-- SOURCE DATA --
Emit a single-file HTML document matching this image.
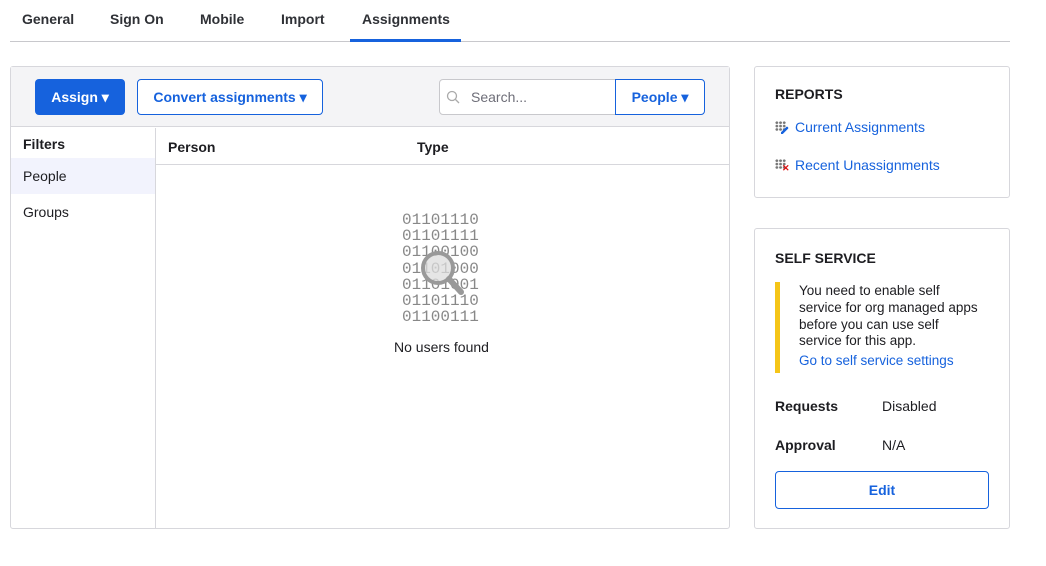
<!DOCTYPE html>
<html><head><style>
*{box-sizing:border-box;margin:0;padding:0}
body{width:1046px;height:566px;background:#fff;font-family:"Liberation Sans",sans-serif;color:#1d1d21;font-size:14px;position:relative;overflow:hidden}
.a{position:absolute}
.tab{position:absolute;top:11px;font-size:14px;font-weight:bold;color:#2f3136}
.link{color:#1662dd}
.btn{position:absolute;border-radius:4px;font-weight:bold;font-size:14px;display:flex;align-items:center;justify-content:center}
.grid{position:absolute;width:11px;height:10px;background:radial-gradient(circle,#777 1.3px,transparent 1.5px) 0 0/3.7px 3.4px}
</style></head><body>
<div class="tab" style="left:22px">General</div>
<div class="tab" style="left:110px">Sign On</div>
<div class="tab" style="left:200px">Mobile</div>
<div class="tab" style="left:281px">Import</div>
<div class="tab" style="left:362px">Assignments</div>
<div class="a" style="left:10px;top:41px;width:1000px;height:1px;background:#c8c8cc"></div>
<div class="a" style="left:350px;top:39px;width:111px;height:3px;background:#1662dd"></div>

<div class="a" style="left:10px;top:66px;width:720px;height:463px;border:1px solid #d7d7dc;border-radius:3px"></div>
<div class="a" style="left:11px;top:67px;width:718px;height:60px;background:#f4f4f6;border-bottom:1px solid #d7d7dc"></div>
<div class="btn" style="left:35px;top:79px;width:90px;height:36px;background:#1662dd;color:#fff">Assign ▾</div>
<div class="btn" style="left:137px;top:79px;width:186px;height:36px;border:1px solid #1662dd;background:#fff;color:#1662dd">Convert assignments ▾</div>
<div class="a" style="left:439px;top:79px;width:178px;height:36px;border:1px solid #c8c8cc;border-radius:4px 0 0 4px;background:#fff"></div>
<svg class="a" style="left:446px;top:90px" width="14" height="14" viewBox="0 0 14 14"><circle cx="6" cy="6" r="4.5" fill="none" stroke="#aaa" stroke-width="1.3"/><path d="M9.5 9.5L13 13" stroke="#aaa" stroke-width="1.3"/></svg>
<div class="a" style="left:471px;top:89px;color:#6e6e78">Search...</div>
<div class="btn" style="left:615px;top:79px;width:90px;height:36px;border:1px solid #1662dd;background:#fff;color:#1662dd;border-radius:0 4px 4px 0">People ▾</div>

<div class="a" style="left:155px;top:128px;width:1px;height:400px;background:#d7d7dc"></div>
<div class="a" style="left:23px;top:136px;font-weight:bold">Filters</div>
<div class="a" style="left:11px;top:158px;width:144px;height:36px;background:#f2f3fd"></div>
<div class="a" style="left:23px;top:168px">People</div>
<div class="a" style="left:23px;top:204px">Groups</div>
<div class="a" style="left:168px;top:139px;font-weight:bold">Person</div>
<div class="a" style="left:417px;top:139px;font-weight:bold">Type</div>
<div class="a" style="left:156px;top:164px;width:573px;height:1px;background:#d7d7dc"></div>
<div class="a" style="left:402px;top:212px;font-family:'Liberation Mono',monospace;font-size:16px;line-height:16.2px;color:#888">01101110<br>01101111<br>01100100<br>01101000<br>01101001<br>01101110<br>01100111</div>
<svg class="a" style="left:416px;top:247px" width="52" height="50" viewBox="0 0 52 50"><circle cx="22" cy="21" r="15" fill="rgba(220,220,220,.75)" stroke="#999" stroke-width="4"/><path d="M33 32L45 45" stroke="#999" stroke-width="6" stroke-linecap="round"/></svg>
<div class="a" style="left:394px;top:339px">No users found</div>

<div class="a" style="left:754px;top:66px;width:256px;height:132px;border:1px solid #d7d7dc;border-radius:3px"></div>
<div class="a" style="left:775px;top:86px;font-weight:bold">REPORTS</div>
<div class="grid" style="left:775px;top:121px"></div>
<svg class="a" style="left:781px;top:126px" width="8" height="8" viewBox="0 0 8 8"><path d="M1 7L6 2" stroke="#1662dd" stroke-width="2.5" stroke-linecap="round"/></svg>
<div class="a" style="left:795px;top:119px" ><span class="link">Current Assignments</span></div>
<div class="grid" style="left:775px;top:159px"></div>
<div class="a" style="left:782px;top:163px;color:#d11;font-size:9px;font-weight:bold">✕</div>
<div class="a" style="left:795px;top:157px"><span class="link">Recent Unassignments</span></div>

<div class="a" style="left:754px;top:228px;width:256px;height:301px;border:1px solid #d7d7dc;border-radius:3px"></div>
<div class="a" style="left:775px;top:250px;font-weight:bold">SELF SERVICE</div>
<div class="a" style="left:775px;top:282px;width:5px;height:91px;background:#f5c518"></div>
<div class="a" style="left:799px;top:283px;font-size:13.5px;line-height:16.8px;white-space:nowrap">You need to enable self<br>service for org managed apps<br>before you can use self<br>service for this app.<br><span class="link" style="line-height:22px">Go to self service settings</span></div>
<div class="a" style="left:775px;top:398px;font-weight:bold">Requests</div>
<div class="a" style="left:882px;top:398px">Disabled</div>
<div class="a" style="left:775px;top:437px;font-weight:bold">Approval</div>
<div class="a" style="left:882px;top:437px">N/A</div>
<div class="btn" style="left:775px;top:471px;width:214px;height:38px;border:1px solid #1662dd;color:#1662dd">Edit</div>
</body></html>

-- STATED GOAL --
Extract all the data above exactly, excluding every picture.

-- EXERCISE RESULT --
Emit a single-file HTML document matching this image.
<!DOCTYPE html>
<html><head><style>
*{box-sizing:border-box;margin:0;padding:0}
body{width:1046px;height:566px;background:#fff;font-family:"Liberation Sans",sans-serif;color:#1d1d21;font-size:14px;position:relative;overflow:hidden}
.a{position:absolute}
.tab{position:absolute;top:11px;font-size:14px;font-weight:bold;color:#2f3136}
.link{color:#1662dd}
.btn{position:absolute;border-radius:4px;font-weight:bold;font-size:14px;display:flex;align-items:center;justify-content:center}
.grid{position:absolute;width:11px;height:10px;background:radial-gradient(circle,#777 1.3px,transparent 1.5px) 0 0/3.7px 3.4px}
</style></head><body>
<div class="tab" style="left:22px">General</div>
<div class="tab" style="left:110px">Sign On</div>
<div class="tab" style="left:200px">Mobile</div>
<div class="tab" style="left:281px">Import</div>
<div class="tab" style="left:362px">Assignments</div>
<div class="a" style="left:10px;top:41px;width:1000px;height:1px;background:#c8c8cc"></div>
<div class="a" style="left:350px;top:39px;width:111px;height:3px;background:#1662dd"></div>

<div class="a" style="left:10px;top:66px;width:720px;height:463px;border:1px solid #d7d7dc;border-radius:3px"></div>
<div class="a" style="left:11px;top:67px;width:718px;height:60px;background:#f4f4f6;border-bottom:1px solid #d7d7dc"></div>
<div class="btn" style="left:35px;top:79px;width:90px;height:36px;background:#1662dd;color:#fff">Assign ▾</div>
<div class="btn" style="left:137px;top:79px;width:186px;height:36px;border:1px solid #1662dd;background:#fff;color:#1662dd">Convert assignments ▾</div>
<div class="a" style="left:439px;top:79px;width:178px;height:36px;border:1px solid #c8c8cc;border-radius:4px 0 0 4px;background:#fff"></div>
<svg class="a" style="left:446px;top:90px" width="14" height="14" viewBox="0 0 14 14"><circle cx="6" cy="6" r="4.5" fill="none" stroke="#aaa" stroke-width="1.3"/><path d="M9.5 9.5L13 13" stroke="#aaa" stroke-width="1.3"/></svg>
<div class="a" style="left:471px;top:89px;color:#6e6e78">Search...</div>
<div class="btn" style="left:615px;top:79px;width:90px;height:36px;border:1px solid #1662dd;background:#fff;color:#1662dd;border-radius:0 4px 4px 0">People ▾</div>

<div class="a" style="left:155px;top:128px;width:1px;height:400px;background:#d7d7dc"></div>
<div class="a" style="left:23px;top:136px;font-weight:bold">Filters</div>
<div class="a" style="left:11px;top:158px;width:144px;height:36px;background:#f2f3fd"></div>
<div class="a" style="left:23px;top:168px">People</div>
<div class="a" style="left:23px;top:204px">Groups</div>
<div class="a" style="left:168px;top:139px;font-weight:bold">Person</div>
<div class="a" style="left:417px;top:139px;font-weight:bold">Type</div>
<div class="a" style="left:156px;top:164px;width:573px;height:1px;background:#d7d7dc"></div>
<div class="a" style="left:402px;top:212px;font-family:'Liberation Mono',monospace;font-size:16px;line-height:16.2px;color:#888">01101110<br>01101111<br>01100100<br>01101000<br>01101001<br>01101110<br>01100111</div>
<svg class="a" style="left:416px;top:247px" width="52" height="50" viewBox="0 0 52 50"><circle cx="22" cy="21" r="15" fill="rgba(220,220,220,.75)" stroke="#999" stroke-width="4"/><path d="M33 32L45 45" stroke="#999" stroke-width="6" stroke-linecap="round"/></svg>
<div class="a" style="left:394px;top:339px">No users found</div>

<div class="a" style="left:754px;top:66px;width:256px;height:132px;border:1px solid #d7d7dc;border-radius:3px"></div>
<div class="a" style="left:775px;top:86px;font-weight:bold">REPORTS</div>
<div class="grid" style="left:775px;top:121px"></div>
<svg class="a" style="left:781px;top:126px" width="8" height="8" viewBox="0 0 8 8"><path d="M1 7L6 2" stroke="#1662dd" stroke-width="2.5" stroke-linecap="round"/></svg>
<div class="a" style="left:795px;top:119px" ><span class="link">Current Assignments</span></div>
<div class="grid" style="left:775px;top:159px"></div>
<div class="a" style="left:782px;top:163px;color:#d11;font-size:9px;font-weight:bold">✕</div>
<div class="a" style="left:795px;top:157px"><span class="link">Recent Unassignments</span></div>

<div class="a" style="left:754px;top:228px;width:256px;height:301px;border:1px solid #d7d7dc;border-radius:3px"></div>
<div class="a" style="left:775px;top:250px;font-weight:bold">SELF SERVICE</div>
<div class="a" style="left:775px;top:282px;width:5px;height:91px;background:#f5c518"></div>
<div class="a" style="left:799px;top:283px;font-size:13.5px;line-height:16.8px;white-space:nowrap">You need to enable self<br>service for org managed apps<br>before you can use self<br>service for this app.<br><span class="link" style="line-height:22px">Go to self service settings</span></div>
<div class="a" style="left:775px;top:398px;font-weight:bold">Requests</div>
<div class="a" style="left:882px;top:398px">Disabled</div>
<div class="a" style="left:775px;top:437px;font-weight:bold">Approval</div>
<div class="a" style="left:882px;top:437px">N/A</div>
<div class="btn" style="left:775px;top:471px;width:214px;height:38px;border:1px solid #1662dd;color:#1662dd">Edit</div>
</body></html>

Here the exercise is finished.